Die Skulptur soll zusammen mit den bisher 30 Gemälden ostdeutscher Maler, die er inzwischen für seine Sammlung erworben habe, so schnell wie möglich ausgestellt werden, so Plattner am Donnerstag gegenüber dem Tagesspiegel. Potsdams Oberbürgermeister Jann Jakobs nannte auf Anfrage Ort und Termin: vom 22. Juli bis zum 16. September im Haus für Brandenburgisch-Preußische Geschichte (HBPG) am Neuen Markt. Jakobs hatte mit Experten und Plattner binnen einer Woche einen Ausstellungsort gesucht. Jakobs sagte, die Potsdamer bekämen so frühzeitig einen Eindruck davon, „was in einer von Professor Plattner erbauten Kunsthalle künftig zu sehen sein könnte“.

Unter den Gemälden sind, wie berichtet, neben Werken von Mattheuer auch Bilder bekannter DDR-Maler: Bernhard Heisig, Werner Tübke, Arno Rink, Erich Kissing, Ulrich Hachula und Willi Sitte. Plattner legt Wert darauf, dass er „kein DDR-Nationalmuseum“ schaffe, sondern nach seinem Geschmack, mit seiner Handschrift eine eigene Sammlung ostdeutscher Kunst. Insgesamt will Plattner dafür mehr als 50 Werke anschaffen. Gedacht ist die Sammlung für eine Kunsthalle, die er über eine Stiftung in Potsdams Mitte errichten will. Später will der Mitbegründer und Aufsichtsratschef des Softwarekonzerns SAP dort auch seine weltweit auf verschiedene Standorte verteilte Sammlung mit Werken der Klassischen Moderne zusammenführen. Zudem hat er internationale Wechselausstellungen angekündigt. Vor der Halle soll dann – als Coup – der „Jahrhundertschritt“ stehen.

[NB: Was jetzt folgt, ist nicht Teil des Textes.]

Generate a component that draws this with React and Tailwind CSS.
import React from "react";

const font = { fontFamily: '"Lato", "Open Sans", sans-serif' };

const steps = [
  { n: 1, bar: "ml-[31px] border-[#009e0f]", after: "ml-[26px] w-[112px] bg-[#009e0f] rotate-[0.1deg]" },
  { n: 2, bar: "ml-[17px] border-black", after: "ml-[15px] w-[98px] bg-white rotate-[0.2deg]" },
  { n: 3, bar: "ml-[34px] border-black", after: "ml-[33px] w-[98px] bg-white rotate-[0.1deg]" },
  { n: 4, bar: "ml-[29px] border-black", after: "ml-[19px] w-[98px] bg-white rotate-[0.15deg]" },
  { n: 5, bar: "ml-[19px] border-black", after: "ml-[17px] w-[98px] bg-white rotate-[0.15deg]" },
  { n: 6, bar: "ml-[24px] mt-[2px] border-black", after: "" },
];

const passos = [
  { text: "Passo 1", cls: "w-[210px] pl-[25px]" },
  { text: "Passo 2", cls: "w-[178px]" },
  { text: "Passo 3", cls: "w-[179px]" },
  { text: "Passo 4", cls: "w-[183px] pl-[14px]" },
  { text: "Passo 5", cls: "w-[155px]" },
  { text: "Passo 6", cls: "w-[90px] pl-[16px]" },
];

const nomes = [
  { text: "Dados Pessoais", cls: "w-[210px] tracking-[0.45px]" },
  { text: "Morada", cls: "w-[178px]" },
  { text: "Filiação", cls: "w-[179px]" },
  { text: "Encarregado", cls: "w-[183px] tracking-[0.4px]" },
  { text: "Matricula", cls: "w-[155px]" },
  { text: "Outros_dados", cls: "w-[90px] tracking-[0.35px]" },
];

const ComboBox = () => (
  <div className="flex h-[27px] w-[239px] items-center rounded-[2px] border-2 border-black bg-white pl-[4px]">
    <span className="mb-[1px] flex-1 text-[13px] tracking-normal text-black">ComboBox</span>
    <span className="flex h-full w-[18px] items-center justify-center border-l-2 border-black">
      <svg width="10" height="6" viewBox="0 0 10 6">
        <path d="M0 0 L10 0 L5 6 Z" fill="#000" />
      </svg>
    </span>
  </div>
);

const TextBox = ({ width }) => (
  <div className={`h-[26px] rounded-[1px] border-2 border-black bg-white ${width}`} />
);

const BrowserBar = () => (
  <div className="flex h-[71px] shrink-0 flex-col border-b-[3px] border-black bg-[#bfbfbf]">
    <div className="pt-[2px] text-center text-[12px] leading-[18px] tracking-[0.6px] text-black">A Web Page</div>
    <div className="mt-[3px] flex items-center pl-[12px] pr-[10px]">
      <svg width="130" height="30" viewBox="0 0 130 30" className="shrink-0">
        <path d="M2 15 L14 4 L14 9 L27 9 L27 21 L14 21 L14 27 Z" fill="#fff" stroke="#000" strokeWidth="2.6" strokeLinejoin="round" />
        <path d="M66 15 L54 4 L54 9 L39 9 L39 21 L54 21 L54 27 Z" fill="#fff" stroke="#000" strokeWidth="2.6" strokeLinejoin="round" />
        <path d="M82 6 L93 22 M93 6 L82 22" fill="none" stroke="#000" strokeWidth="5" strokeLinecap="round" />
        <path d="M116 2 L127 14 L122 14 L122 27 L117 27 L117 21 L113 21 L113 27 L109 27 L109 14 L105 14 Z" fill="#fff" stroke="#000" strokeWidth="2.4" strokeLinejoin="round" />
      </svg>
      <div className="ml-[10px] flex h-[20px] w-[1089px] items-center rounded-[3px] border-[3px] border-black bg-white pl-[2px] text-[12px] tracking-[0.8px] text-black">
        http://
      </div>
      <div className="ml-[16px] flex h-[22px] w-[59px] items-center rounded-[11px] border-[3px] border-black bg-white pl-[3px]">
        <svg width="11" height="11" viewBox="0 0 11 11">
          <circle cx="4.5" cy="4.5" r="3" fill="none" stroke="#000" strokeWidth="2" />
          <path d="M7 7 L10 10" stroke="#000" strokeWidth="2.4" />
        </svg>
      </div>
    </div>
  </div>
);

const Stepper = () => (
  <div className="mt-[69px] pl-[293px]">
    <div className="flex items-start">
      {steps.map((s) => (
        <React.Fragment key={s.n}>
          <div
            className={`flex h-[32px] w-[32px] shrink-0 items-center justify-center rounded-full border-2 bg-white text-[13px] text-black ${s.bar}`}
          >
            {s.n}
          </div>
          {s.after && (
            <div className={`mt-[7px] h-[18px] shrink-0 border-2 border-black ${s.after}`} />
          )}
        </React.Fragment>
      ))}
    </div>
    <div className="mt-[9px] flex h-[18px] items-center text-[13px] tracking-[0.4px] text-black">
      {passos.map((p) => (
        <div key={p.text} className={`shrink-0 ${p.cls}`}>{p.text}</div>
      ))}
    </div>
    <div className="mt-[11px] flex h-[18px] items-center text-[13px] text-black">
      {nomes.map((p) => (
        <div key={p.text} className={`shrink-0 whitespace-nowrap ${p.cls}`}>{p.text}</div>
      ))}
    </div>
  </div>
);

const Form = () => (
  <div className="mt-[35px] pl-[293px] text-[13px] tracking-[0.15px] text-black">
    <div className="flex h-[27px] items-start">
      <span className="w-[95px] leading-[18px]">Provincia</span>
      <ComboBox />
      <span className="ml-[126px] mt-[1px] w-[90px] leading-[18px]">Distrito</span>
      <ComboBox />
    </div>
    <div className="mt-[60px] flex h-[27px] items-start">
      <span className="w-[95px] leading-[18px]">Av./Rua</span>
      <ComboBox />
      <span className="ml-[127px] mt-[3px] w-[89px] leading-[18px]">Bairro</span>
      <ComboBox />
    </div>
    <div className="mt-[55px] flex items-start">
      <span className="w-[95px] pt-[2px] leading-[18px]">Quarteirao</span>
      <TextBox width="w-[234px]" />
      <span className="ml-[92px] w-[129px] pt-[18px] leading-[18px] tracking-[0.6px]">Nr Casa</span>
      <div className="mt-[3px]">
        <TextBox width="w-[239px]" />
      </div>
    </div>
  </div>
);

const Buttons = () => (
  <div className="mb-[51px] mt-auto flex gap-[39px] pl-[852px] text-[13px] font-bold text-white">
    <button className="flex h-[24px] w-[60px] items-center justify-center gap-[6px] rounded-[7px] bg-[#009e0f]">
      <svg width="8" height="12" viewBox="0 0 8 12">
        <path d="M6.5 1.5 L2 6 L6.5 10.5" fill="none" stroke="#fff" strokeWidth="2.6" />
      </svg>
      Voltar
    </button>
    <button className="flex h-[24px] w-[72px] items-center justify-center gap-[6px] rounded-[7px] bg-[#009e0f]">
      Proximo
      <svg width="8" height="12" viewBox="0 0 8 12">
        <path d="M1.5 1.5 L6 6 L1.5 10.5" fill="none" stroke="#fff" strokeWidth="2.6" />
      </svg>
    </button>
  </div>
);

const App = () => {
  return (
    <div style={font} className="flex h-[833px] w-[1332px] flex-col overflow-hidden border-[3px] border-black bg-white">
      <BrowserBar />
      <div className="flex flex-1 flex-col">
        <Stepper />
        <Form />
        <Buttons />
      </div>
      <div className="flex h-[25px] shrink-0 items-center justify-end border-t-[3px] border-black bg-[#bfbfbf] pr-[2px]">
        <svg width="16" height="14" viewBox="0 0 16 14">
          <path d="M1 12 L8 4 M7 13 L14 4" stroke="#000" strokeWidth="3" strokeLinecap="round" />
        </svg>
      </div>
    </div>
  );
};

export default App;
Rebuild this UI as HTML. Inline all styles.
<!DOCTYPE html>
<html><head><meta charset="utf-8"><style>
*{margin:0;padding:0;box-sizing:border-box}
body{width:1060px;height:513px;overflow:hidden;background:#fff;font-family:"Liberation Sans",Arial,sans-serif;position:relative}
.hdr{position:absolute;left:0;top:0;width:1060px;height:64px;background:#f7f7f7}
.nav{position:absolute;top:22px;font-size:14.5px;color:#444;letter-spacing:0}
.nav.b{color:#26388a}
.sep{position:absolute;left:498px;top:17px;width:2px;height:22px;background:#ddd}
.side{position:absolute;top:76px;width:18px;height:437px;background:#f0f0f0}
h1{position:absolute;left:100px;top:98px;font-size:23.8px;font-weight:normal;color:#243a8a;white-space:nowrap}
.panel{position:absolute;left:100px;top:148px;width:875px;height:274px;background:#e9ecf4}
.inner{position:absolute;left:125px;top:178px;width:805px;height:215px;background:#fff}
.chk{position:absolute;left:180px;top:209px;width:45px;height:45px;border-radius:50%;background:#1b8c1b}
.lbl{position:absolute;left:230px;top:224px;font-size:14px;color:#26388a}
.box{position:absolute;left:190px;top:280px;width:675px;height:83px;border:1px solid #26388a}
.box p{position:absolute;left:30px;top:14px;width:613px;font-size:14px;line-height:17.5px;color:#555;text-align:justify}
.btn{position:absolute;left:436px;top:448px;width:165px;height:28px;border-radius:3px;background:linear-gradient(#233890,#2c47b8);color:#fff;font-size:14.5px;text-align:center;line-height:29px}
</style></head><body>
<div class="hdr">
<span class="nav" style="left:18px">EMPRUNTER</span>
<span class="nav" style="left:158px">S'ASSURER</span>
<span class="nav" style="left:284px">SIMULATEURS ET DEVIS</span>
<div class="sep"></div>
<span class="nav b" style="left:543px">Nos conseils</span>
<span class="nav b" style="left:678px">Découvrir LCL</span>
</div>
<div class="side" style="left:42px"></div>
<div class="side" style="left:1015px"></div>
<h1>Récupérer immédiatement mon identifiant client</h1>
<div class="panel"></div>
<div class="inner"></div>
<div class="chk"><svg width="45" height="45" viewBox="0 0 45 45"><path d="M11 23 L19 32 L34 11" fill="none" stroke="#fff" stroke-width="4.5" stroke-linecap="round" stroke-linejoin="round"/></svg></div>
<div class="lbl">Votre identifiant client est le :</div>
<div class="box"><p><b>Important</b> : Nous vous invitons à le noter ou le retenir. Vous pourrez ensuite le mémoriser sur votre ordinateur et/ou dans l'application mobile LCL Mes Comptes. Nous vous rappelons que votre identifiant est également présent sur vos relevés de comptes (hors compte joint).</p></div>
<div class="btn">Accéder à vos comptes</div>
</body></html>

Plattner hat die Monumentalskulptur vom Frankfurter Galeristen Karl Schwind, der Mattheuers Nachlass betreut, erworben. Der „Jahrhundertschritt“ gehört zu den bekanntesten Skulpturen der DDR-Kunst. „Da hat er uns wieder mal einen ordentlichen Sprengsatz untergeschoben“, soll ein hoher SED-Kulturfunktionär während der Erstpräsentation 1985 über Mattheuers Symbolfigur gesagt haben. Der Leipziger Maler, der im April 2004 an seinem 77. Geburtstag gestorben ist, hatte Mitte der Achtziger innerlich schon mit der DDR abgeschlossen. „Verlorene Mitte“ heißt eine der Grafiken, mit denen der Künstler 1980 beginnt, sich die Figur des innerlich und äußerlich Zerrissenen zu erarbeiten. Der „Jahrhundertschritt“, so quälend und geschichtsbeladen er sich auch darstellt, war für Mattheuer selbst ein großer Schritt ins Freie. Am 7. Oktober 1988 trat der privilegierte Künstler mit einem offenen Brief aus der SED aus.

Im „Jahrhundertschritt“ verdichtet sich erlebte und durchlittene Zeitgeschichte. Ein gestisches Jahrhundert-Kürzel, das bald in Potsdam stehen soll. Beim künftigen Potsdamer Exemplar handelt es sich nicht um einen der zweieinhalb Meter hohen Güsse aus bemaltem Eisen oder bemalter Bronze, die mittlerweile beinahe alle ihren Platz im öffentlichen Raum gefunden haben – so im Hof des Museums Moritzburg in Halle, vor der Berliner Volksbank an der Budapester Straße, vor dem Haus der Geschichte in Bonn oder am Haupteingang des Zeithistorischen Forums in Leipzig. Der von Plattner ins Auge gefasste Guss fällt allein schon durch seine Größe aus dem Rahmen. Ungefähr fünf Meter hoch ist diese posthum in der Kunstgießerei Krepp in Berlin-Weißensee gegossene Version.

2009 hatte Karl Schwind einen Versuch unternommen, die Großskulptur vor dem Reichstag oder vor einem anderen Gebäude im Berliner Regierungsviertel zu platzieren. Im Kunstbeirat des Parlaments wurde das Ansinnen beraten und abgelehnt. Als zu monumental für die vorgeschlagenen Plätze, so Andreas Kaernbach, Kurator der Kunstsammlung des Bundestags, sei das Kunstwerk empfunden worden. Mit mangelnder Wertschätzung für Mattheuer habe das nichts zu tun. Schließlich ist der Künstler mit zwei Gemälden prominent im Reichstagsgebäude vertreten. Nun also soll Mattheuers gewichtiges Spätwerk laut Plattner nach Potsdam kommen. Wann, stehe noch nicht fest; aber der Standort: im Kutschstallhof – dort, wo bis vor kurzem noch Artefakte des Potsdamer Stadtschlosses lagerten.